What maintenance procedures extend spray boom life?

Implement this comprehensive maintenance program:

Daily Procedures:

• Rinse entire system with clean water after use
• Inspect nozzles for clogging or wear
• Check for leaks at all connections
• Verify pressure gauge accuracy

Weekly Procedures:

• Clean all filters (screen and suction)
• Lubricate moving parts (boom folds, height adjustment)
• Check boom alignment and level
• Test safety features (pressure relief valves)

Monthly Procedures:

• Replace worn nozzles (when flow varies by >5% from new)
• Inspect hoses for cracks or bulges
• Check pump performance and oil levels
• Calibrate entire system

Annual Procedures:

• Complete system flush with cleaning solution
• Replace all hoses showing signs of aging
• Service pump (seals, bearings, impeller)
• Check electrical systems and wiring

Proper maintenance can extend spray boom life by 3-5 years and maintain application accuracy within ±3% of target rates.

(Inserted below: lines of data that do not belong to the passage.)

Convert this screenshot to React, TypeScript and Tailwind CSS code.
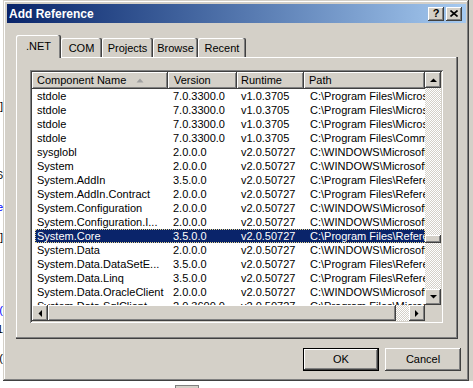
import React from "react";

const raised =
  "shadow-[inset_-1px_-1px_#404040,inset_1px_1px_#ffffff,inset_-2px_-2px_#808080]";
const hatch =
  "bg-[repeating-conic-gradient(#ffffff_0_25%,#d4d0c8_0_50%)] bg-[length:2px_2px]";

const rows = [
  ["stdole", "7.0.3300.0", "v1.0.3705", "C:\\Program Files\\Microsoft.NET\\Primary Interop Assemblies"],
  ["stdole", "7.0.3300.0", "v1.0.3705", "C:\\Program Files\\Microsoft Visual Studio 8"],
  ["stdole", "7.0.3300.0", "v1.0.3705", "C:\\Program Files\\Microsoft Visual Studio 9.0"],
  ["stdole", "7.0.3300.0", "v1.0.3705", "C:\\Program Files\\Common Files\\Microsoft Shared"],
  ["sysglobl", "2.0.0.0", "v2.0.50727", "C:\\WINDOWS\\Microsoft.NET\\Framework"],
  ["System", "2.0.0.0", "v2.0.50727", "C:\\WINDOWS\\Microsoft.NET\\Framework"],
  ["System.AddIn", "3.5.0.0", "v2.0.50727", "C:\\Program Files\\Reference Assemblies"],
  ["System.AddIn.Contract", "2.0.0.0", "v2.0.50727", "C:\\Program Files\\Reference Assemblies"],
  ["System.Configuration", "2.0.0.0", "v2.0.50727", "C:\\WINDOWS\\Microsoft.NET\\Framework"],
  ["System.Configuration.I...", "2.0.0.0", "v2.0.50727", "C:\\WINDOWS\\Microsoft.NET\\Framework"],
  ["System.Core", "3.5.0.0", "v2.0.50727", "C:\\Program Files\\Reference Assemblies"],
  ["System.Data", "2.0.0.0", "v2.0.50727", "C:\\WINDOWS\\Microsoft.NET\\Framework"],
  ["System.Data.DataSetE...", "3.5.0.0", "v2.0.50727", "C:\\Program Files\\Reference Assemblies"],
  ["System.Data.Linq", "3.5.0.0", "v2.0.50727", "C:\\Program Files\\Reference Assemblies"],
  ["System.Data.OracleClient", "2.0.0.0", "v2.0.50727", "C:\\WINDOWS\\Microsoft.NET\\Framework"],
  ["System.Data.SqlClient", "2.0.3600.0", "v2.0.50727", "C:\\Program Files\\Microsoft SQL Server"],
];

function Arrow({ dir }: { dir: "up" | "down" | "left" | "right" }) {
  const pts = {
    up: "0,4 7,4 3.5,0.5",
    down: "0,0 7,0 3.5,3.5",
    left: "4,0 4,7 0.5,3.5",
    right: "0,0 0,7 3.5,3.5",
  }[dir];
  const vertical = dir === "up" || dir === "down";
  return (
    <div className={`w-[16px] h-[16px] shrink-0 bg-[#d4d0c8] flex items-center justify-center ${raised}`}>
      <svg width={vertical ? 7 : 4} height={vertical ? 4 : 7} viewBox={vertical ? "0 0 7 4" : "0 0 4 7"}>
        <polygon points={pts} fill="#000" />
      </svg>
    </div>
  );
}

function Tab({ label, width, active }: { label: string; width: number; active?: boolean }) {
  return (
    <div
      style={{ width }}
      className={`flex items-start justify-center rounded-t-[2px] bg-[#d4d0c8] shadow-[inset_-1px_0_#404040,inset_-2px_0_#808080,inset_1px_1px_#ffffff] ${
        active ? "relative z-10 h-[23px] -mb-px pt-[3px]" : "h-[19px] pt-[2px]"
      }`}
    >
      {label}
    </div>
  );
}

export default function App() {
  return (
    <div className="w-[473px] h-[388px] overflow-hidden bg-white flex flex-col font-['Liberation_Sans',Arial,sans-serif] text-[11px] text-black">
      <div className="flex h-[381px]">
        {/* slivers of the window behind */}
        <div className="w-[3px] flex flex-col overflow-hidden text-[11px] leading-[10px]">
          <div className="h-[101px]" />
          <div className="flex justify-end h-[10px]">]</div>
          <div className="h-[59px]" />
          <div className="flex justify-end h-[10px]">6</div>
          <div className="h-[22px]" />
          <div className="flex justify-end h-[10px] text-[#0000ff]">e</div>
          <div className="h-[20px]" />
          <div className="flex justify-end h-[10px]">]</div>
          <div className="h-[63px]" />
          <div className="flex justify-end h-[10px] text-[#0000ff]">(</div>
          <div className="h-[9px]" />
          <div className="flex justify-end h-[10px]">1</div>
          <div className="h-[19px]" />
          <div className="flex justify-end h-[10px]">(</div>
        </div>

        {/* dialog window */}
        <div className="w-[466px] h-[381px] bg-[#d4d0c8] pt-[4px] pl-[4px] pr-[3px] flex flex-col shadow-[inset_-1px_-1px_#404040,inset_1px_1px_#d4d0c8,inset_-2px_-2px_#808080,inset_2px_2px_#ffffff]">
          <div className="h-[19px] flex items-center justify-between pl-[2px] pr-[4px] bg-linear-to-r from-[#0a246a] to-[#a6caf0]">
            <span className="text-white font-bold text-[12px]">Add Reference</span>
            <div className="flex gap-[2px]">
              <div className={`w-[16px] h-[14px] bg-[#d4d0c8] flex items-center justify-center font-bold text-[11px] leading-none ${raised}`}>
                ?
              </div>
              <div className={`w-[16px] h-[14px] bg-[#d4d0c8] flex items-center justify-center ${raised}`}>
                <svg width="8" height="7" viewBox="0 0 8 7">
                  <path d="M0.5 0.5 L7.5 6.5 M7.5 0.5 L0.5 6.5" stroke="#000" strokeWidth="1.6" />
                </svg>
              </div>
            </div>
          </div>

          <div className="mt-[12px] ml-[9px] h-[22px] flex items-end">
            <Tab label=".NET" width={45} active />
            <Tab label="COM" width={41} />
            <Tab label="Projects" width={51} />
            <Tab label="Browse" width={45} />
            <Tab label="Recent" width={48} />
          </div>

          <div className="ml-[9px] w-[442px] h-[282px] pt-[13px] pl-[14px] shadow-[inset_-1px_-1px_#404040,inset_-2px_-2px_#808080,inset_1px_1px_#ffffff]">
            <div className="w-[413px] h-[253px] p-[2px] bg-white shadow-[inset_1px_1px_#808080,inset_-1px_-1px_#ffffff,inset_2px_2px_#404040,inset_-2px_-2px_#d4d0c8]">
              <div className="flex">
                <div className="w-[393px]">
                  {/* header */}
                  <div className="flex h-[17px] leading-[17px] bg-[#d4d0c8]">
                    <div className={`w-[136px] pl-[5px] flex items-center ${raised}`}>
                      Component Name
                      <svg className="ml-[10px]" width="8" height="5" viewBox="0 0 8 5">
                        <polygon points="0.5,4.5 7.5,4.5 4,0.5" fill="#a0a0a0" />
                      </svg>
                    </div>
                    <div className={`w-[69px] pl-[6px] ${raised}`}>Version</div>
                    <div className={`w-[67px] pl-[4px] ${raised}`}>Runtime</div>
                    <div className={`w-[121px] pl-[5px] ${raised}`}>Path</div>
                  </div>
                  {/* rows */}
                  <div className="h-[216px] overflow-hidden">
                    {rows.map((r, i) => {
                      const sel = i === 10;
                      return (
                        <div
                          key={i}
                          className={`ml-[3px] flex h-[14px] leading-[14px] whitespace-nowrap ${
                            sel ? "bg-[#0a246a] text-white outline outline-1 outline-dotted outline-[#e8d890] -outline-offset-1" : ""
                          }`}
                        >
                          <div className="w-[133px] pl-[2px] overflow-hidden">{r[0]}</div>
                          <div className="w-[69px] pl-[5px]">{r[1]}</div>
                          <div className="w-[67px] pl-[4px]">{r[2]}</div>
                          <div className="w-[121px] pl-[6px] overflow-hidden">{r[3]}</div>
                        </div>
                      );
                    })}
                  </div>
                </div>
                {/* vertical scrollbar */}
                <div className="w-[16px] h-[233px] flex flex-col">
                  <Arrow dir="up" />
                  <div className={`flex-1 flex flex-col ${hatch}`}>
                    <div className="h-[147px]" />
                    <div className={`h-[8px] bg-[#d4d0c8] ${raised}`} />
                  </div>
                  <Arrow dir="down" />
                </div>
              </div>
              {/* horizontal scrollbar */}
              <div className="flex h-[16px]">
                <Arrow dir="left" />
                <div className={`w-[348px] bg-[#d4d0c8] ${raised}`} />
                <div className={`w-[13px] ${hatch}`} />
                <Arrow dir="right" />
                <div className="w-[16px] bg-[#d4d0c8]" />
              </div>
            </div>
          </div>

          <div className="mt-[9px] pr-[5px] flex justify-end gap-[6px]">
            <div className="w-[76px] h-[23px] border border-black">
              <div className={`w-full h-full bg-[#d4d0c8] flex items-center justify-center ${raised}`}>OK</div>
            </div>
            <div className={`w-[76px] h-[23px] bg-[#d4d0c8] flex items-center justify-center ${raised}`}>Cancel</div>
          </div>
        </div>

        <div className="w-[4px] bg-[#d4d0c8]" />
      </div>

      <div className="h-[7px] flex">
        <div className="ml-[175px] mt-[4px] w-[24px] h-[3px] border-t border-x border-[#808080] bg-[#d4d0c8]" />
      </div>
    </div>
  );
}
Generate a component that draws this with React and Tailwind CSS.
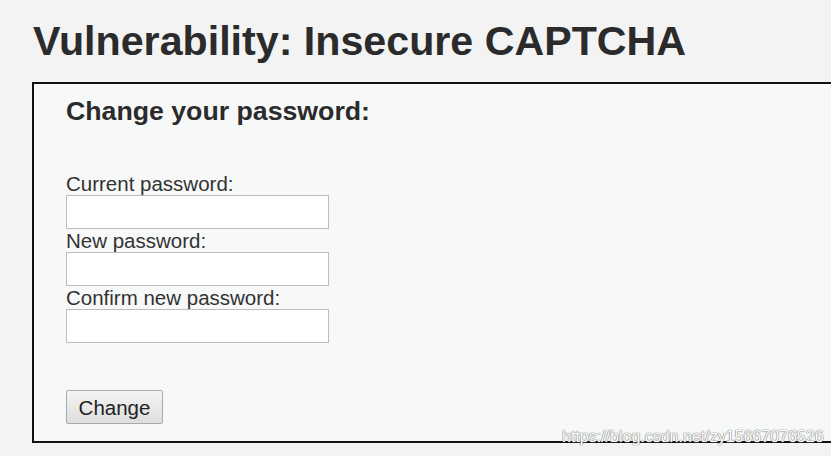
export default function App() {
  const font = { fontFamily: '"Liberation Sans", Arial, sans-serif' };
  return (
    <div className="w-[831px] h-[456px] overflow-hidden bg-[#f3f3f3] relative" style={font}>
      <h1 className="pt-[18px] pl-[33px] text-[41.2px] leading-[47px] font-bold text-[#2b2b2b] whitespace-nowrap">
        Vulnerability: Insecure CAPTCHA
      </h1>
      <div className="mt-[17px] ml-[32px] w-[830px] border-2 border-[#111] bg-[#f7f8f8] pl-[32px] pt-[12px] pb-[17px]">
        <h2 className="text-[26.7px] leading-[30px] font-bold text-[#2b2b2b]">Change your password:</h2>
        <form className="mt-[46px] flex flex-col text-[20.5px] leading-[23px] text-[#333]" onSubmit={(e) => e.preventDefault()}>
          <label className="block">Current password:</label>
          <input type="password" className="block w-[263px] h-[34px] bg-white border border-[#bdbdbd] outline-none" />
          <label className="block">New password:</label>
          <input type="password" className="block w-[263px] h-[34px] bg-white border border-[#bdbdbd] outline-none" />
          <label className="block">Confirm new password:</label>
          <input type="password" className="block w-[263px] h-[34px] bg-white border border-[#bdbdbd] outline-none" />
          <div className="mt-[47px]">
            <button type="submit" className="w-[97px] h-[34px] border border-[#a9a9a9] rounded-[2px] bg-gradient-to-b from-[#f4f4f4] to-[#dedede] text-[20.5px] leading-[23px] text-[#222]">
              Change
            </button>
          </div>
        </form>
      </div>
      <div
        className="absolute left-[562px] top-[428px] text-[16px] leading-[18px] text-white whitespace-nowrap"
        style={{ textShadow: '0 0 1px #808080, 0 0 1px #808080, 0 0 1px #808080' }}
      >
        https://blog.csdn.net/zy15667076526
      </div>
    </div>
  );
}
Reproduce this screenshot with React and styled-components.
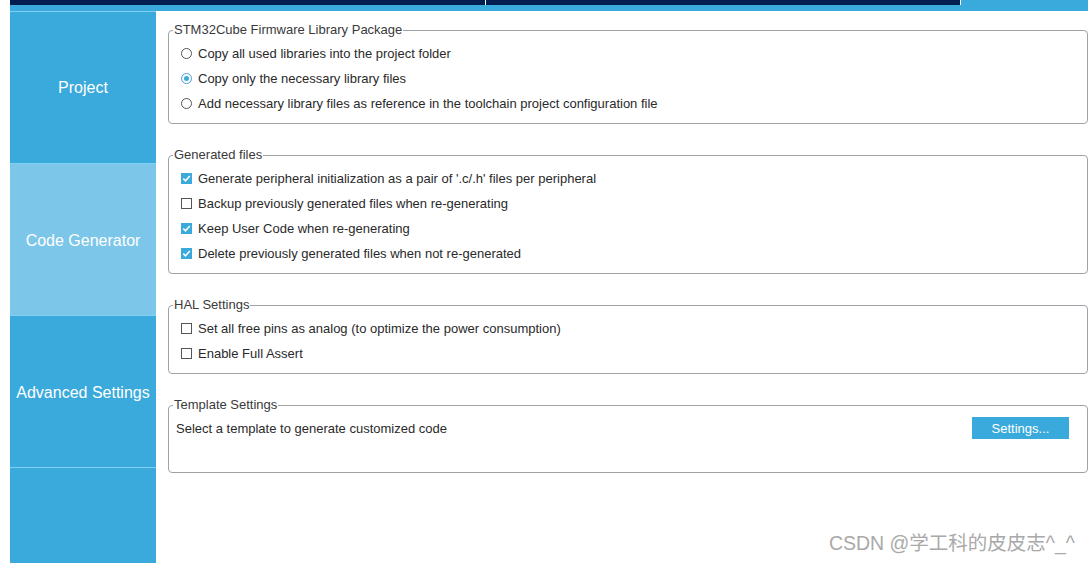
import React from "react";
import styled, { createGlobalStyle } from "styled-components";

const Global = createGlobalStyle`
  html, body { margin: 0; padding: 0; background: #fff; }
  body { font-family: "Liberation Sans", Arial, sans-serif; overflow: hidden; }
  * { box-sizing: border-box; }
`;

const BLUE = "#3aa9db";
const NAVY = "#001e50";

const Page = styled.div`
  position: relative;
  width: 1088px;
  height: 563px;
  display: flex;
  flex-direction: column;
`;

const TopBar = styled.div`
  display: flex;
  height: 5px;
  margin-left: 10px;
`;

const TopTab = styled.div`
  flex: ${(p) => (p.$grow ? 1 : "none")};
  width: ${(p) => (p.$w ? p.$w + "px" : "auto")};
  background: ${(p) => (p.$active ? BLUE : NAVY)};
  border-right: ${(p) => (p.$last ? "none" : "1px solid #fff")};
`;

const Strip = styled.div`
  height: 6px;
  margin-left: 10px;
  background: ${BLUE};
`;

const Main = styled.div`
  flex: 1;
  display: flex;
`;

const Sidebar = styled.nav`
  width: 146px;
  margin-left: 10px;
  background: ${BLUE};
  border-top: 1px solid #7fd0f3;
  display: flex;
  flex-direction: column;
`;

const NavItem = styled.div`
  height: 152px;
  padding-top: ${(p) => (p.$first ? 0 : 2)}px;
  border-bottom: 1px solid #7fd0f3;
  background: ${(p) => (p.$selected ? "#7cc6e9" : BLUE)};
  color: #fff;
  font-family: "Liberation Sans", Arial, sans-serif;
  font-size: 16px;
  display: flex;
  align-items: center;
  justify-content: center;
  white-space: nowrap;
`;

const Content = styled.div`
  flex: 1;
  padding: 12px 0 0 12px;
  display: flex;
  flex-direction: column;
  gap: 24px;
`;

const Group = styled.fieldset`
  margin: 0;
  padding: 4px 0 7px 12px;
  border: 1px solid #9ea3a8;
  border-radius: 4px;
  min-width: 0;
  display: flex;
  flex-direction: column;
`;

const Legend = styled.legend`
  font-size: 13px;
  line-height: 14px;
  color: #3a3a3a;
  padding: 0 1px;
  margin-left: -8px;
`;

const Row = styled.div`
  height: 25px;
  display: flex;
  align-items: center;
  gap: 6px;
  font-size: 13px;
  color: #2a2a2a;
  white-space: nowrap;
`;

const Radio = styled.span`
  width: 11px;
  height: 11px;
  border-radius: 50%;
  border: 1px solid ${(p) => (p.$on ? "#4a9fd0" : "#555")};
  background: #fff;
  display: inline-flex;
  align-items: center;
  justify-content: center;
  flex: none;
  &::after {
    content: "";
    display: ${(p) => (p.$on ? "block" : "none")};
    width: 5px;
    height: 5px;
    border-radius: 50%;
    background: ${BLUE};
  }
`;

const Box = styled.span`
  width: 11px;
  height: 11px;
  flex: none;
  border: 1px solid ${(p) => (p.$on ? BLUE : "#555")};
  background: ${(p) => (p.$on ? BLUE : "#fff")};
  display: inline-flex;
  align-items: center;
  justify-content: center;
`;

const TemplateRow = styled.div`
  display: flex;
  align-items: center;
  justify-content: space-between;
  padding: 1px 18px 26px 0;
  margin-left: -5px;
  font-size: 13px;
  color: #2a2a2a;
`;

const Button = styled.button`
  width: 97px;
  height: 22px;
  border: none;
  background: ${BLUE};
  color: #fff;
  font-family: "Liberation Sans", Arial, sans-serif;
  font-size: 13px;
  padding: 0;
`;

const Watermark = styled.div`
  position: absolute;
  right: 13px;
  bottom: 7px;
  font-family: "Liberation Sans", "Noto Sans CJK SC", sans-serif;
  font-size: 19.5px;
  color: #a9a9a9;
  text-shadow: 0 0 1px #fff;
  white-space: nowrap;
`;

const Check = () => (
  <svg width="9" height="9" viewBox="0 0 9 9">
    <path d="M1.3 4.6 L3.5 6.8 L7.8 2" fill="none" stroke="#fff" strokeWidth="1.6" />
  </svg>
);

const CheckRow = ({ on, children }) => (
  <Row>
    <Box $on={on}>{on && <Check />}</Box>
    {children}
  </Row>
);

const RadioRow = ({ on, children }) => (
  <Row>
    <Radio $on={on} />
    {children}
  </Row>
);

export default function App() {
  return (
    <Page>
      <Global />
      <TopBar>
        <TopTab $w={476} />
        <TopTab $w={475} />
        <TopTab $grow $active $last />
      </TopBar>
      <Strip />
      <Main>
        <Sidebar>
          <NavItem $first>Project</NavItem>
          <NavItem $selected>Code Generator</NavItem>
          <NavItem>Advanced Settings</NavItem>
        </Sidebar>
        <Content>
          <Group>
            <Legend>STM32Cube Firmware Library Package</Legend>
            <RadioRow>Copy all used libraries into the project folder</RadioRow>
            <RadioRow on>Copy only the necessary library files</RadioRow>
            <RadioRow>Add necessary library files as reference in the toolchain project configuration file</RadioRow>
          </Group>
          <Group>
            <Legend>Generated files</Legend>
            <CheckRow on>Generate peripheral initialization as a pair of '.c/.h' files per peripheral</CheckRow>
            <CheckRow>Backup previously generated files when re-generating</CheckRow>
            <CheckRow on>Keep User Code when re-generating</CheckRow>
            <CheckRow on>Delete previously generated files when not re-generated</CheckRow>
          </Group>
          <Group>
            <Legend>HAL Settings</Legend>
            <CheckRow>Set all free pins as analog (to optimize the power consumption)</CheckRow>
            <CheckRow>Enable Full Assert</CheckRow>
          </Group>
          <Group>
            <Legend>Template Settings</Legend>
            <TemplateRow>
              <span>Select a template to generate customized code</span>
              <Button>Settings...</Button>
            </TemplateRow>
          </Group>
        </Content>
      </Main>
      <Watermark>CSDN @学工科的皮皮志^_^</Watermark>
    </Page>
  );
}
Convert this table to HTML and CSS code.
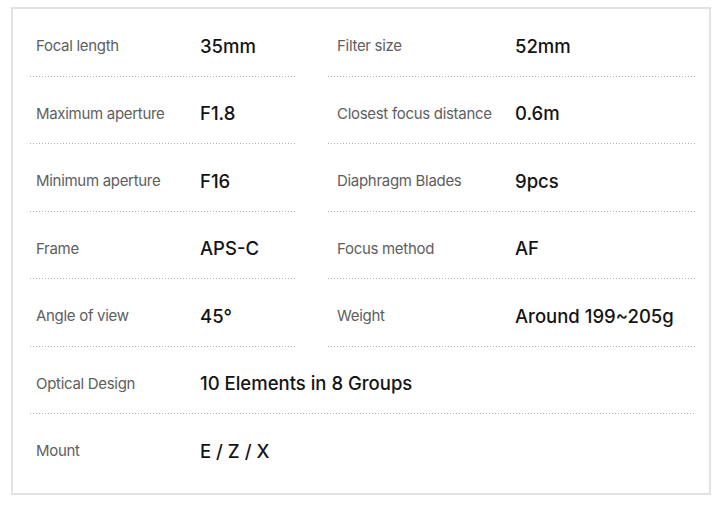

How does weather affect spray application timing?

Optimal spraying conditions are critical for efficacy and drift control. Follow these guidelines:

Weather Parameters for Optimal Spraying

Weather Factor	Ideal Range	Marginal Range	Avoid Spraying When
Wind Speed	3-7 mph	7-10 mph	>10 mph or <3 mph (inversions)
Temperature	50-85°F	40-90°F	<40°F or >90°F
Relative Humidity	40-80%	30-90%	<30% or >90%
Delta T (Temp – Dew Point)	2-10°F	10-15°F	<2°F or >15°F
Rainfall Forecast	None for 6+ hours	None for 4-6 hours	Rain expected within 4 hours

Use resources like the National Weather Service agricultural forecasts to plan applications. Many states also offer spray drift risk forecasting tools.